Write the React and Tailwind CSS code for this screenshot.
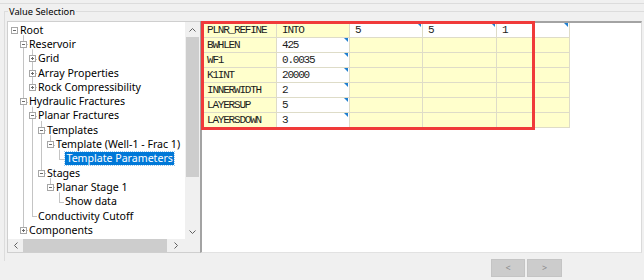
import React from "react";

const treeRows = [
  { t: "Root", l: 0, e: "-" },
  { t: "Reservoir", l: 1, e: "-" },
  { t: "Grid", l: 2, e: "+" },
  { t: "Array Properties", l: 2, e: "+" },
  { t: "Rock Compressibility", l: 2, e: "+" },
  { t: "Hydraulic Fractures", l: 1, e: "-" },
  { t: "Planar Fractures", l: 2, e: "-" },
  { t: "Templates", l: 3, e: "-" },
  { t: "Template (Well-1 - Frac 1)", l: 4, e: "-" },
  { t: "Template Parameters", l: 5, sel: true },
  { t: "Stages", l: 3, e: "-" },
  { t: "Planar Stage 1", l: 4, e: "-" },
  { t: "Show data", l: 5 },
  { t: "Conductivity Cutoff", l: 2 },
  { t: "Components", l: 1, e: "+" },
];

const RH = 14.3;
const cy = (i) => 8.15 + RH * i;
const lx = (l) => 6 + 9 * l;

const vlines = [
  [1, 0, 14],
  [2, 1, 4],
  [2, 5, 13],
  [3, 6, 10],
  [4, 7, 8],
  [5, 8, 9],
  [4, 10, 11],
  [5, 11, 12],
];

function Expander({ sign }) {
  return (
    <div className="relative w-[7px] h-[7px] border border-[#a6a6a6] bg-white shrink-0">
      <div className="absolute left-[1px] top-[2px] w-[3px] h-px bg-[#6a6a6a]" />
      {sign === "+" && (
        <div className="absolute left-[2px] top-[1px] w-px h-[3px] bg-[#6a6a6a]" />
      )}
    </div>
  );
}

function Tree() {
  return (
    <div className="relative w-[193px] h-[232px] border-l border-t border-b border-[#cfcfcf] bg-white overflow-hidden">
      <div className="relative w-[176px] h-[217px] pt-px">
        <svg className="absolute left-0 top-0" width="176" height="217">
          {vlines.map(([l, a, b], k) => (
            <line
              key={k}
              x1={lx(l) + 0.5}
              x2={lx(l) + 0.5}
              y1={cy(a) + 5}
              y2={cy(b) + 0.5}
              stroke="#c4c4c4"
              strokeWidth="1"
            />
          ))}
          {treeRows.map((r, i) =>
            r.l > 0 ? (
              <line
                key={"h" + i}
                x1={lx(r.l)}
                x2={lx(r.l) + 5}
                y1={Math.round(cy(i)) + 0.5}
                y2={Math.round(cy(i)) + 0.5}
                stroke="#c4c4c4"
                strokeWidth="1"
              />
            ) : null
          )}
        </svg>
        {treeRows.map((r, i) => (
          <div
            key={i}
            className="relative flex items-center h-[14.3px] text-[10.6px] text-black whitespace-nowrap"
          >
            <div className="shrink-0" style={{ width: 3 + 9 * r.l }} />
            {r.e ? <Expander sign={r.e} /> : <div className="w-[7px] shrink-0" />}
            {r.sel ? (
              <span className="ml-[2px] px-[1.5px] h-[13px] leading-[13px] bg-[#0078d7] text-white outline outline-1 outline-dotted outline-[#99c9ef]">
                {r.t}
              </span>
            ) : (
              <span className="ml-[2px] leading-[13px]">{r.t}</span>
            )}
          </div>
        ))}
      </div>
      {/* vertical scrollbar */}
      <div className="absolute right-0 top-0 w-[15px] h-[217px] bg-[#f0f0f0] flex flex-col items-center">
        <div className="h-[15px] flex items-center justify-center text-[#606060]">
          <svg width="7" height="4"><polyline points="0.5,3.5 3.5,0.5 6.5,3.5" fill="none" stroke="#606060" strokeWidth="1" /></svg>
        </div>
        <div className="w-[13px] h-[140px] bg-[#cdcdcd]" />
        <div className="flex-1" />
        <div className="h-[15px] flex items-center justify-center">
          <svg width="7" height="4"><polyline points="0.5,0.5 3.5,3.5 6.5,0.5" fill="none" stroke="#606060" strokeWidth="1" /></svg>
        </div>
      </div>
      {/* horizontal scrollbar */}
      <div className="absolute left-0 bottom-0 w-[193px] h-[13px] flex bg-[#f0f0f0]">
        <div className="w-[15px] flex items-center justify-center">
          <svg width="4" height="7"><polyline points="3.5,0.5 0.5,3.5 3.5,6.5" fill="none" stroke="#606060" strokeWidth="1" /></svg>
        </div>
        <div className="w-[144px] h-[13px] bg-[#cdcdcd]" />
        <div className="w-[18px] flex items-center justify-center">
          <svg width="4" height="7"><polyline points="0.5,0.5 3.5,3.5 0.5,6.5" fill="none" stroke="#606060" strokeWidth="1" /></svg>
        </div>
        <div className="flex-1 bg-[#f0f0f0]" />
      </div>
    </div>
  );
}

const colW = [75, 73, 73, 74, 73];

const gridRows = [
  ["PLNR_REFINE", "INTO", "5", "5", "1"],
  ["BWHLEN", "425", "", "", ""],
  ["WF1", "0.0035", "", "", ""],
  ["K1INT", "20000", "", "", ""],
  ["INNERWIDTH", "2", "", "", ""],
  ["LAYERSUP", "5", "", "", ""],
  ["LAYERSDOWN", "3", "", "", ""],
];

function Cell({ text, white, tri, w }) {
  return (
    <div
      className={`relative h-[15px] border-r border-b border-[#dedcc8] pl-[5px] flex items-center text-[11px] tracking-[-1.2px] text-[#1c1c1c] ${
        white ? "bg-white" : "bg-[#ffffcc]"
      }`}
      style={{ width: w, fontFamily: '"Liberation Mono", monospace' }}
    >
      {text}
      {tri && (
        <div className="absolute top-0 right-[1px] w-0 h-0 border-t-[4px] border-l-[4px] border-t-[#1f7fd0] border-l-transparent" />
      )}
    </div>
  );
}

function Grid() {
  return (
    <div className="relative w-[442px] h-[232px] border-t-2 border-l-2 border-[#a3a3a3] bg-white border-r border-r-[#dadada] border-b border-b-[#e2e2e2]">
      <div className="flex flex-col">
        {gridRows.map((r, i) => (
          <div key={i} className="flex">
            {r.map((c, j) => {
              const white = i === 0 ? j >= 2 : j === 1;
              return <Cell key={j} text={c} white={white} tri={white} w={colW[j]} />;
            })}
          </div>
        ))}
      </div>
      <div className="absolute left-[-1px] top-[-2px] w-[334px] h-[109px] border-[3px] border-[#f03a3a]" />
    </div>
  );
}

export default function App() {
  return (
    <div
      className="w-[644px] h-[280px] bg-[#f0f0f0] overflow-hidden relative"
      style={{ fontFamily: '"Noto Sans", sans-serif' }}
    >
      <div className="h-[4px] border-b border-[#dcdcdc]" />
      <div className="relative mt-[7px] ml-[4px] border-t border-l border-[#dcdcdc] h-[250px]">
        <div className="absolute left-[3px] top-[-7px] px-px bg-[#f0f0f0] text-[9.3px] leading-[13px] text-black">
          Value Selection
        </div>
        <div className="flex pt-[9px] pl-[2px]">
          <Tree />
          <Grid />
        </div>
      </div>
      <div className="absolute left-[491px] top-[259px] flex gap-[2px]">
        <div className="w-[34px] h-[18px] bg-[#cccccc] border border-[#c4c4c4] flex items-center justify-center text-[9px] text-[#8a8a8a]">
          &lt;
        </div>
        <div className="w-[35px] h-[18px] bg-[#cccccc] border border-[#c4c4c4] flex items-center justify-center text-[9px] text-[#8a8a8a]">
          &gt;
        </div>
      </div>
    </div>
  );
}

========================

Work to be completed:
Transcribe the material exactly, keeping every word and none of the pictures.

Exercise response:
Write the React and Tailwind CSS code for this screenshot.
import React from "react";

const treeRows = [
  { t: "Root", l: 0, e: "-" },
  { t: "Reservoir", l: 1, e: "-" },
  { t: "Grid", l: 2, e: "+" },
  { t: "Array Properties", l: 2, e: "+" },
  { t: "Rock Compressibility", l: 2, e: "+" },
  { t: "Hydraulic Fractures", l: 1, e: "-" },
  { t: "Planar Fractures", l: 2, e: "-" },
  { t: "Templates", l: 3, e: "-" },
  { t: "Template (Well-1 - Frac 1)", l: 4, e: "-" },
  { t: "Template Parameters", l: 5, sel: true },
  { t: "Stages", l: 3, e: "-" },
  { t: "Planar Stage 1", l: 4, e: "-" },
  { t: "Show data", l: 5 },
  { t: "Conductivity Cutoff", l: 2 },
  { t: "Components", l: 1, e: "+" },
];

const RH = 14.3;
const cy = (i) => 8.15 + RH * i;
const lx = (l) => 6 + 9 * l;

const vlines = [
  [1, 0, 14],
  [2, 1, 4],
  [2, 5, 13],
  [3, 6, 10],
  [4, 7, 8],
  [5, 8, 9],
  [4, 10, 11],
  [5, 11, 12],
];

function Expander({ sign }) {
  return (
    <div className="relative w-[7px] h-[7px] border border-[#a6a6a6] bg-white shrink-0">
      <div className="absolute left-[1px] top-[2px] w-[3px] h-px bg-[#6a6a6a]" />
      {sign === "+" && (
        <div className="absolute left-[2px] top-[1px] w-px h-[3px] bg-[#6a6a6a]" />
      )}
    </div>
  );
}

function Tree() {
  return (
    <div className="relative w-[193px] h-[232px] border-l border-t border-b border-[#cfcfcf] bg-white overflow-hidden">
      <div className="relative w-[176px] h-[217px] pt-px">
        <svg className="absolute left-0 top-0" width="176" height="217">
          {vlines.map(([l, a, b], k) => (
            <line
              key={k}
              x1={lx(l) + 0.5}
              x2={lx(l) + 0.5}
              y1={cy(a) + 5}
              y2={cy(b) + 0.5}
              stroke="#c4c4c4"
              strokeWidth="1"
            />
          ))}
          {treeRows.map((r, i) =>
            r.l > 0 ? (
              <line
                key={"h" + i}
                x1={lx(r.l)}
                x2={lx(r.l) + 5}
                y1={Math.round(cy(i)) + 0.5}
                y2={Math.round(cy(i)) + 0.5}
                stroke="#c4c4c4"
                strokeWidth="1"
              />
            ) : null
          )}
        </svg>
        {treeRows.map((r, i) => (
          <div
            key={i}
            className="relative flex items-center h-[14.3px] text-[10.6px] text-black whitespace-nowrap"
          >
            <div className="shrink-0" style={{ width: 3 + 9 * r.l }} />
            {r.e ? <Expander sign={r.e} /> : <div className="w-[7px] shrink-0" />}
            {r.sel ? (
              <span className="ml-[2px] px-[1.5px] h-[13px] leading-[13px] bg-[#0078d7] text-white outline outline-1 outline-dotted outline-[#99c9ef]">
                {r.t}
              </span>
            ) : (
              <span className="ml-[2px] leading-[13px]">{r.t}</span>
            )}
          </div>
        ))}
      </div>
      {/* vertical scrollbar */}
      <div className="absolute right-0 top-0 w-[15px] h-[217px] bg-[#f0f0f0] flex flex-col items-center">
        <div className="h-[15px] flex items-center justify-center text-[#606060]">
          <svg width="7" height="4"><polyline points="0.5,3.5 3.5,0.5 6.5,3.5" fill="none" stroke="#606060" strokeWidth="1" /></svg>
        </div>
        <div className="w-[13px] h-[140px] bg-[#cdcdcd]" />
        <div className="flex-1" />
        <div className="h-[15px] flex items-center justify-center">
          <svg width="7" height="4"><polyline points="0.5,0.5 3.5,3.5 6.5,0.5" fill="none" stroke="#606060" strokeWidth="1" /></svg>
        </div>
      </div>
      {/* horizontal scrollbar */}
      <div className="absolute left-0 bottom-0 w-[193px] h-[13px] flex bg-[#f0f0f0]">
        <div className="w-[15px] flex items-center justify-center">
          <svg width="4" height="7"><polyline points="3.5,0.5 0.5,3.5 3.5,6.5" fill="none" stroke="#606060" strokeWidth="1" /></svg>
        </div>
        <div className="w-[144px] h-[13px] bg-[#cdcdcd]" />
        <div className="w-[18px] flex items-center justify-center">
          <svg width="4" height="7"><polyline points="0.5,0.5 3.5,3.5 0.5,6.5" fill="none" stroke="#606060" strokeWidth="1" /></svg>
        </div>
        <div className="flex-1 bg-[#f0f0f0]" />
      </div>
    </div>
  );
}

const colW = [75, 73, 73, 74, 73];

const gridRows = [
  ["PLNR_REFINE", "INTO", "5", "5", "1"],
  ["BWHLEN", "425", "", "", ""],
  ["WF1", "0.0035", "", "", ""],
  ["K1INT", "20000", "", "", ""],
  ["INNERWIDTH", "2", "", "", ""],
  ["LAYERSUP", "5", "", "", ""],
  ["LAYERSDOWN", "3", "", "", ""],
];

function Cell({ text, white, tri, w }) {
  return (
    <div
      className={`relative h-[15px] border-r border-b border-[#dedcc8] pl-[5px] flex items-center text-[11px] tracking-[-1.2px] text-[#1c1c1c] ${
        white ? "bg-white" : "bg-[#ffffcc]"
      }`}
      style={{ width: w, fontFamily: '"Liberation Mono", monospace' }}
    >
      {text}
      {tri && (
        <div className="absolute top-0 right-[1px] w-0 h-0 border-t-[4px] border-l-[4px] border-t-[#1f7fd0] border-l-transparent" />
      )}
    </div>
  );
}

function Grid() {
  return (
    <div className="relative w-[442px] h-[232px] border-t-2 border-l-2 border-[#a3a3a3] bg-white border-r border-r-[#dadada] border-b border-b-[#e2e2e2]">
      <div className="flex flex-col">
        {gridRows.map((r, i) => (
          <div key={i} className="flex">
            {r.map((c, j) => {
              const white = i === 0 ? j >= 2 : j === 1;
              return <Cell key={j} text={c} white={white} tri={white} w={colW[j]} />;
            })}
          </div>
        ))}
      </div>
      <div className="absolute left-[-1px] top-[-2px] w-[334px] h-[109px] border-[3px] border-[#f03a3a]" />
    </div>
  );
}

export default function App() {
  return (
    <div
      className="w-[644px] h-[280px] bg-[#f0f0f0] overflow-hidden relative"
      style={{ fontFamily: '"Noto Sans", sans-serif' }}
    >
      <div className="h-[4px] border-b border-[#dcdcdc]" />
      <div className="relative mt-[7px] ml-[4px] border-t border-l border-[#dcdcdc] h-[250px]">
        <div className="absolute left-[3px] top-[-7px] px-px bg-[#f0f0f0] text-[9.3px] leading-[13px] text-black">
          Value Selection
        </div>
        <div className="flex pt-[9px] pl-[2px]">
          <Tree />
          <Grid />
        </div>
      </div>
      <div className="absolute left-[491px] top-[259px] flex gap-[2px]">
        <div className="w-[34px] h-[18px] bg-[#cccccc] border border-[#c4c4c4] flex items-center justify-center text-[9px] text-[#8a8a8a]">
          &lt;
        </div>
        <div className="w-[35px] h-[18px] bg-[#cccccc] border border-[#c4c4c4] flex items-center justify-center text-[9px] text-[#8a8a8a]">
          &gt;
        </div>
      </div>
    </div>
  );
}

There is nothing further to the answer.